The thrill of tranquillity: From the serenity of a peaceful mountain hut to non-stop partying on the piste, there are plenty of reasons to drive into the mountains. But it's important to adapt to the circumstances. While autumn may still linger in the lowlands, snow and ice may already have the mountains in their grip – and that means adopting a different driving style. Average speed is slashed, and more advanced road skills are vital.

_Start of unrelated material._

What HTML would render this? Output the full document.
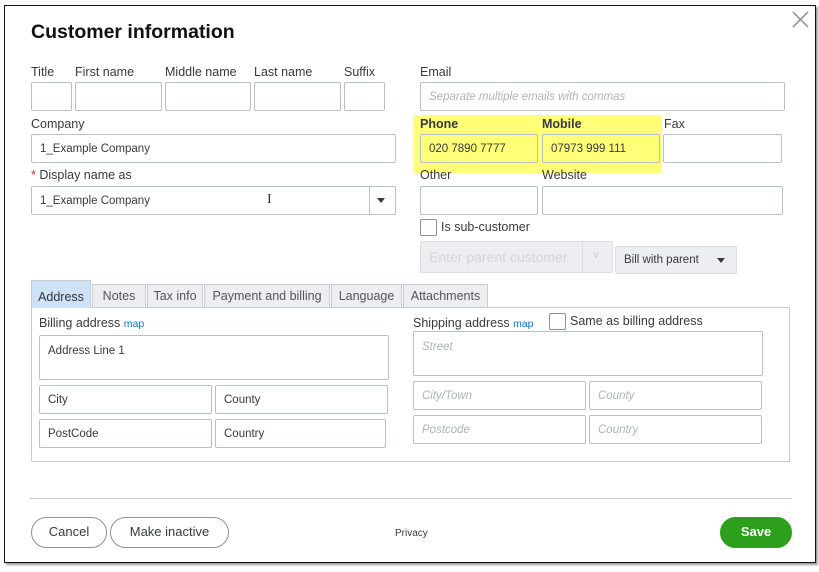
<!DOCTYPE html>
<html><head><meta charset="utf-8"><style>
*{box-sizing:border-box;margin:0;padding:0}
body{width:819px;height:572px;background:#fff;position:relative;overflow:hidden;font-family:"Liberation Sans",sans-serif;color:#393a3d}
.a{position:absolute}
.lbl{position:absolute;font-size:12.5px;color:#393a3d}
.in{position:absolute;border:1px solid #babec5;border-radius:2px;background:#fff;font-size:11.5px;color:#393a3d;padding-left:8px;display:flex;align-items:center}
.ph{color:#b0b3b8;font-style:italic}
.tab{position:absolute;top:284px;height:23px;border:1px solid #c9ccd0;border-bottom:none;background:#eceef1;font-size:12.5px;color:#555;text-align:center;line-height:22px}
.btn{position:absolute;border:1px solid #8d9096;border-radius:16px;font-size:13px;text-align:center;line-height:28px;color:#393a3d}
.map{color:#0077c5;font-size:10.5px}
.cb{position:absolute;width:17px;height:17px;border:1px solid #8d9096;border-radius:2px;background:#fff}
</style></head><body>
<div class="a" style="left:4px;top:5px;width:812px;height:558px;border:1.5px solid #111;box-shadow:2px 2px 2px #999"></div>
<div class="a" style="left:31px;top:21px;font-size:19.5px;font-weight:bold;color:#111">Customer information</div>
<svg class="a" style="left:792px;top:11px" width="17" height="17"><path d="M1 1L16 16M16 1L1 16" stroke="#9a9da3" stroke-width="1.8"/></svg>

<div class="lbl" style="left:31px;top:65px">Title</div>
<div class="lbl" style="left:75px;top:65px">First name</div>
<div class="lbl" style="left:165px;top:65px">Middle name</div>
<div class="lbl" style="left:254px;top:65px">Last name</div>
<div class="lbl" style="left:344px;top:65px">Suffix</div>
<div class="in" style="left:31px;top:82px;width:41px;height:29px"></div>
<div class="in" style="left:75px;top:82px;width:87px;height:29px"></div>
<div class="in" style="left:165px;top:82px;width:86px;height:29px"></div>
<div class="in" style="left:254px;top:82px;width:87px;height:29px"></div>
<div class="in" style="left:344px;top:82px;width:41px;height:29px"></div>

<div class="lbl" style="left:31px;top:117px">Company</div>
<div class="in" style="left:31px;top:134px;width:365px;height:29px">1_Example Company</div>
<div class="lbl" style="left:31px;top:168px"><span style="color:#d52b1e">*</span> Display name as</div>
<div class="in" style="left:31px;top:186px;width:365px;height:29px">1_Example Company</div>
<div class="a" style="left:369px;top:187px;width:1px;height:27px;background:#babec5"></div>
<div class="a" style="left:377px;top:198px;border-left:4px solid transparent;border-right:4px solid transparent;border-top:5px solid #393a3d"></div>
<div class="a" style="left:267px;top:192px;font-size:14px;color:#333;font-family:'Liberation Serif',serif">I</div>

<div class="lbl" style="left:420px;top:65px">Email</div>
<div class="in ph" style="left:420px;top:82px;width:365px;height:29px">Separate multiple emails with commas</div>
<div class="a" style="left:413px;top:115px;width:249px;height:58px;background:#ffff78"></div>
<div class="lbl" style="left:420px;top:117px;font-weight:bold">Phone</div>
<div class="lbl" style="left:542px;top:117px;font-weight:bold">Mobile</div>
<div class="lbl" style="left:664px;top:117px">Fax</div>
<div class="in" style="left:420px;top:134px;width:118px;height:29px;background:transparent">020 7890 7777</div>
<div class="in" style="left:542px;top:134px;width:118px;height:29px;background:transparent">07973 999 111</div>
<div class="in" style="left:663px;top:134px;width:119px;height:29px"></div>
<div class="lbl" style="left:420px;top:168px">Other</div>
<div class="lbl" style="left:542px;top:168px">Website</div>
<div class="in" style="left:420px;top:186px;width:118px;height:29px"></div>
<div class="in" style="left:542px;top:186px;width:241px;height:29px"></div>
<div class="cb" style="left:420px;top:219px"></div>
<div class="lbl" style="left:441px;top:220px">Is sub-customer</div>
<div class="in" style="left:420px;top:241px;width:193px;height:32px;background:#eceef1;border-color:#dcdee2;color:#d3d5d9;font-size:14px">Enter parent customer</div>
<div class="a" style="left:582px;top:242px;width:1px;height:30px;background:#dcdee2"></div>
<div class="a" style="left:592px;top:250px;color:#ccc;font-size:10px">&#8744;</div>
<div class="in" style="left:615px;top:246px;width:122px;height:28px;background:#eceef1;border-color:#dcdee2">Bill with parent</div>
<div class="a" style="left:717px;top:258px;border-left:4px solid transparent;border-right:4px solid transparent;border-top:5px solid #393a3d"></div>

<div class="a" style="left:31px;top:307px;width:759px;height:155px;border:1px solid #c9ccd0"></div>
<div class="tab" style="left:31px;top:280px;height:28px;width:60px;background:#cfe3f8;color:#333;line-height:32px">Address</div>
<div class="tab" style="left:92px;width:54px">Notes</div>
<div class="tab" style="left:147px;width:56px">Tax info</div>
<div class="tab" style="left:204px;width:126px">Payment and billing</div>
<div class="tab" style="left:331px;width:71px">Language</div>
<div class="tab" style="left:403px;width:85px">Attachments</div>

<div class="lbl" style="left:39px;top:316px">Billing address <span class="map">map</span></div>
<div class="in" style="left:39px;top:335px;width:350px;height:45px;align-items:flex-start;padding-top:9px">Address Line 1</div>
<div class="in" style="left:39px;top:385px;width:173px;height:29px">City</div>
<div class="in" style="left:215px;top:385px;width:173px;height:29px">County</div>
<div class="in" style="left:39px;top:419px;width:173px;height:29px">PostCode</div>
<div class="in" style="left:215px;top:419px;width:171px;height:29px">Country</div>

<div class="lbl" style="left:413px;top:316px">Shipping address <span class="map">map</span></div>
<div class="cb" style="left:549px;top:313px"></div>
<div class="lbl" style="left:570px;top:314px">Same as billing address</div>
<div class="in ph" style="left:413px;top:331px;width:350px;height:45px;align-items:flex-start;padding-top:9px">Street</div>
<div class="in ph" style="left:413px;top:381px;width:173px;height:29px">City/Town</div>
<div class="in ph" style="left:589px;top:381px;width:173px;height:29px">County</div>
<div class="in ph" style="left:413px;top:415px;width:173px;height:29px">Postcode</div>
<div class="in ph" style="left:589px;top:415px;width:173px;height:29px">Country</div>

<div class="a" style="left:30px;top:498px;width:762px;height:1px;background:#c9ccd0"></div>
<div class="btn" style="left:31px;top:517px;width:76px;height:31px">Cancel</div>
<div class="btn" style="left:110px;top:517px;width:119px;height:31px">Make inactive</div>
<div class="a" style="left:395px;top:528px;font-size:10px">Privacy</div>
<div class="btn" style="left:720px;top:517px;width:72px;height:31px;background:#2ca01c;border-color:#2ca01c;color:#fff;font-weight:bold">Save</div>
</body></html>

Profile and traction: Suitable tyres are the be-all and end-all of winter driving in the mountains. Only winter tyres will do, and they must have adequate tread depth. "Tyres with tread depth of less than four millimetres are no longer considered winter tyres under Austrian road regulations, and in any case, any lower depth is completely inadvisable wherever drivers plan to go", warns Eberhard Lang from TÜV SÜD. Snow chains are – at least occasionally – required on certain routes, with warning signage to that effect, and it is definitely sensible to take them along. Drivers who do not own snow chains can hire them from car clubs. Quick-mount chains are advisable, "especially for rear-wheel-drive cars", recommends expert Lang, explaining "It's very difficult to attach snow chains on cars with tight wheel arches."
Slow and cautious: Mountain passes and high-altitude roads are not racetracks. Motorists that cut curves or can hear their tyres squeal are driving too fast. Depending on the gradient involved, braking distances can be up to twice as long as on flat roads, even without snow and ice. If other drivers are jostling impatiently, it's best to pull over at the next passing point and let them go ahead.

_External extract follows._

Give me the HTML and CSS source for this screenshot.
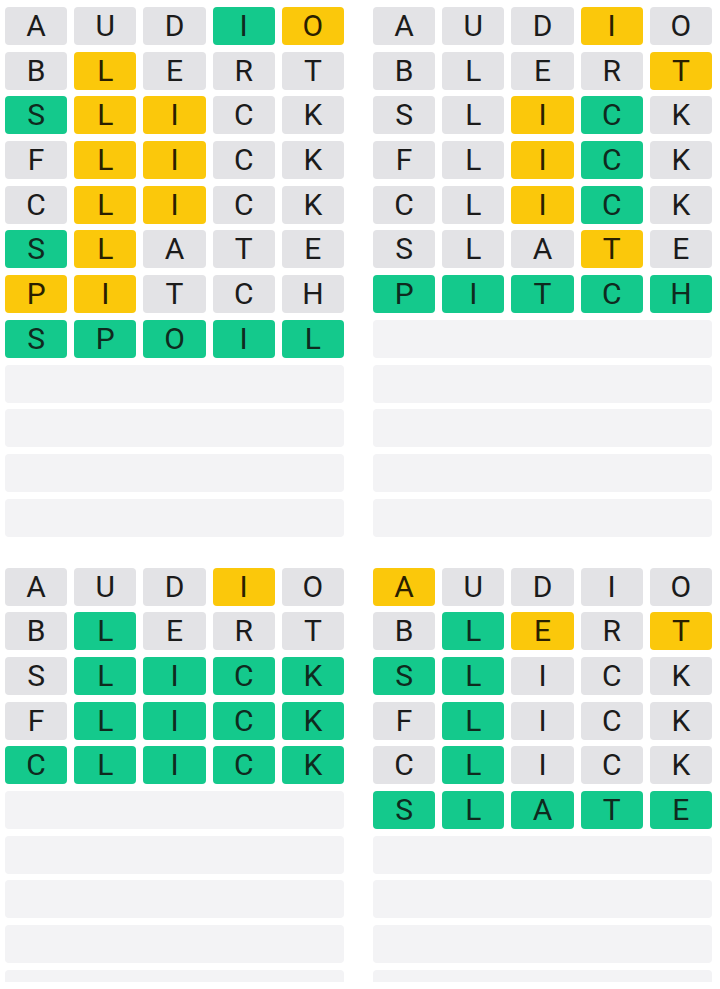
FILE: index.html
```html
<!DOCTYPE html>
<html lang="en">
<head>
	<meta charset="UTF-8">
	<title>Quordle</title>
	<link rel="stylesheet" href="styles.css">
</head>
<body>
<div class="game">

	<!-- board 1 : SPOIL -->
	<div class="board">
		<div class="row"><span class="tile">A</span><span class="tile">U</span><span class="tile">D</span><span class="tile hit">I</span><span class="tile near">O</span></div>
		<div class="row"><span class="tile">B</span><span class="tile near">L</span><span class="tile">E</span><span class="tile">R</span><span class="tile">T</span></div>
		<div class="row"><span class="tile hit">S</span><span class="tile near">L</span><span class="tile near">I</span><span class="tile">C</span><span class="tile">K</span></div>
		<div class="row"><span class="tile">F</span><span class="tile near">L</span><span class="tile near">I</span><span class="tile">C</span><span class="tile">K</span></div>
		<div class="row"><span class="tile">C</span><span class="tile near">L</span><span class="tile near">I</span><span class="tile">C</span><span class="tile">K</span></div>
		<div class="row"><span class="tile hit">S</span><span class="tile near">L</span><span class="tile">A</span><span class="tile">T</span><span class="tile">E</span></div>
		<div class="row"><span class="tile near">P</span><span class="tile near">I</span><span class="tile">T</span><span class="tile">C</span><span class="tile">H</span></div>
		<div class="row"><span class="tile hit">S</span><span class="tile hit">P</span><span class="tile hit">O</span><span class="tile hit">I</span><span class="tile hit">L</span></div>
		<div class="row blank"></div>
		<div class="row blank"></div>
		<div class="row blank"></div>
		<div class="row blank"></div>
	</div>

	<!-- board 2 : PITCH -->
	<div class="board">
		<div class="row"><span class="tile">A</span><span class="tile">U</span><span class="tile">D</span><span class="tile near">I</span><span class="tile">O</span></div>
		<div class="row"><span class="tile">B</span><span class="tile">L</span><span class="tile">E</span><span class="tile">R</span><span class="tile near">T</span></div>
		<div class="row"><span class="tile">S</span><span class="tile">L</span><span class="tile near">I</span><span class="tile hit">C</span><span class="tile">K</span></div>
		<div class="row"><span class="tile">F</span><span class="tile">L</span><span class="tile near">I</span><span class="tile hit">C</span><span class="tile">K</span></div>
		<div class="row"><span class="tile">C</span><span class="tile">L</span><span class="tile near">I</span><span class="tile hit">C</span><span class="tile">K</span></div>
		<div class="row"><span class="tile">S</span><span class="tile">L</span><span class="tile">A</span><span class="tile near">T</span><span class="tile">E</span></div>
		<div class="row"><span class="tile hit">P</span><span class="tile hit">I</span><span class="tile hit">T</span><span class="tile hit">C</span><span class="tile hit">H</span></div>
		<div class="row blank"></div>
		<div class="row blank"></div>
		<div class="row blank"></div>
		<div class="row blank"></div>
		<div class="row blank"></div>
	</div>

	<!-- board 3 : CLICK -->
	<div class="board">
		<div class="row"><span class="tile">A</span><span class="tile">U</span><span class="tile">D</span><span class="tile near">I</span><span class="tile">O</span></div>
		<div class="row"><span class="tile">B</span><span class="tile hit">L</span><span class="tile">E</span><span class="tile">R</span><span class="tile">T</span></div>
		<div class="row"><span class="tile">S</span><span class="tile hit">L</span><span class="tile hit">I</span><span class="tile hit">C</span><span class="tile hit">K</span></div>
		<div class="row"><span class="tile">F</span><span class="tile hit">L</span><span class="tile hit">I</span><span class="tile hit">C</span><span class="tile hit">K</span></div>
		<div class="row"><span class="tile hit">C</span><span class="tile hit">L</span><span class="tile hit">I</span><span class="tile hit">C</span><span class="tile hit">K</span></div>
		<div class="row blank"></div>
		<div class="row blank"></div>
		<div class="row blank"></div>
		<div class="row blank"></div>
		<div class="row blank"></div>
		<div class="row blank"></div>
		<div class="row blank"></div>
	</div>

	<!-- board 4 : SLATE -->
	<div class="board">
		<div class="row"><span class="tile near">A</span><span class="tile">U</span><span class="tile">D</span><span class="tile">I</span><span class="tile">O</span></div>
		<div class="row"><span class="tile">B</span><span class="tile hit">L</span><span class="tile near">E</span><span class="tile">R</span><span class="tile near">T</span></div>
		<div class="row"><span class="tile hit">S</span><span class="tile hit">L</span><span class="tile">I</span><span class="tile">C</span><span class="tile">K</span></div>
		<div class="row"><span class="tile">F</span><span class="tile hit">L</span><span class="tile">I</span><span class="tile">C</span><span class="tile">K</span></div>
		<div class="row"><span class="tile">C</span><span class="tile hit">L</span><span class="tile">I</span><span class="tile">C</span><span class="tile">K</span></div>
		<div class="row"><span class="tile hit">S</span><span class="tile hit">L</span><span class="tile hit">A</span><span class="tile hit">T</span><span class="tile hit">E</span></div>
		<div class="row blank"></div>
		<div class="row blank"></div>
		<div class="row blank"></div>
		<div class="row blank"></div>
		<div class="row blank"></div>
		<div class="row blank"></div>
	</div>

</div>
</body>
</html>
```

FILE: styles.css
```css
body {margin:0; padding:0; background:#fff; color:#1b1b1b; font-family:Roboto, "Liberation Sans", Arial, sans-serif;}

/* four boards, two per line, cut off at the bottom like a scrolled view */
.game {display:grid; grid-template-columns:339px 339px; column-gap:29px; row-gap:31px; align-content:start; padding:7px 0 0 5px; height:982px; box-sizing:border-box; overflow:hidden;}

.board {display:flex; flex-direction:column; gap:6.7px;}

.row {display:grid; grid-template-columns:repeat(5, 1fr); column-gap:7px; height:38px; flex:none;}
.row.blank {background:#f3f3f5; border-radius:4px;}

.tile {display:flex; align-items:center; justify-content:center; background:#e3e3e6; border-radius:4px; font-size:30px; font-weight:400; line-height:1;}
.tile.hit {background:#14c98c; color:#0f2a1e;}
.tile.near {background:#fbc80b; color:#2a1f00;}
```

Gears and brakes: Brake systems are subjected to enormous strain on mountain gradients. Even in winter, making the most of the engine's own braking effect helps to prevent the overheating that may cause brakes to fail altogether. The recommendation is to choose the same gear as you would to drive up the mountain. Drivers of automatic cars should manually go down one or two gear ratios. TÜV SÜD recommends the sport mode for most automatic cars; it operates in a much higher rev range and thus offers improved braking. "Short, sharp braking is better than continuous light braking", advises TÜV SÜD's Eberhard Lang, explaining that this increases the cooling effect on the brake discs and drums under the strain of winter roads.
Forward and back: Even in good weather, ice and snow may make individual roads or sections of route in the mountains tricky to drive. You may leave the green valley behind, only to confront a thick blanket of snow a thousand metres higher up. A few tricks can help to master even the most ticklish driving problems; cars stuck in snow can often be freed by rocking the car backwards and forwards, and front-wheel-drive cars can climb steep short gradients in reverse gear if driving normally fails.
Gas and brake: Everything in moderation is the key here! Too slow a speed when driving up gradients involves the danger of losing momentum and getting stuck at the first snowy patch. On the other hand, hairpin bends must not be approached too fast. Front and rear-wheel drives require different driving techniques; front-wheel-drive cars need a little acceleration to come out of a bend or hairpin, while rear-wheel drives must hold off until the road is straight again.
Oil and fuel: Mountain routes increase consumption of petrol or diesel – so filling up in good time is advisable given that fuelling stations in the mountains are few and far between. Coasting downhill may cause oil consumption to soar, so an oil check is also a good idea. "But only on a flat road", warns Eberhard Lang. Wait a few minutes until the oil has flowed back into the sump before taking out the dipstick, otherwise it will appear that the engine has too little oil.
Law and order: Contrary to popular belief, there are no traffic laws that allow right of way to drivers ascending a mountain. In fact, drivers on winter roads are recommended to keep a special eye out for cars coasting downhill as they have longer braking distances.
Cold and high: In the mountains, cold is not the only factor that may cause difficulties in starting the engine. Many engines have problems with the thinner air at high altitudes – although thanks to advancing engine technology, they have become rare. Some cars, however, need a different technique for starting the engine. "The operating manual will tell you whether the accelerator should be half, or even fully, depressed in conditions such as high altitudes or severe cold", explains the TÜV SÜD expert. And preparing the car for severe winter weather is naturally essential – paying particular attention to anti-freeze for the radiator and windscreen washer system.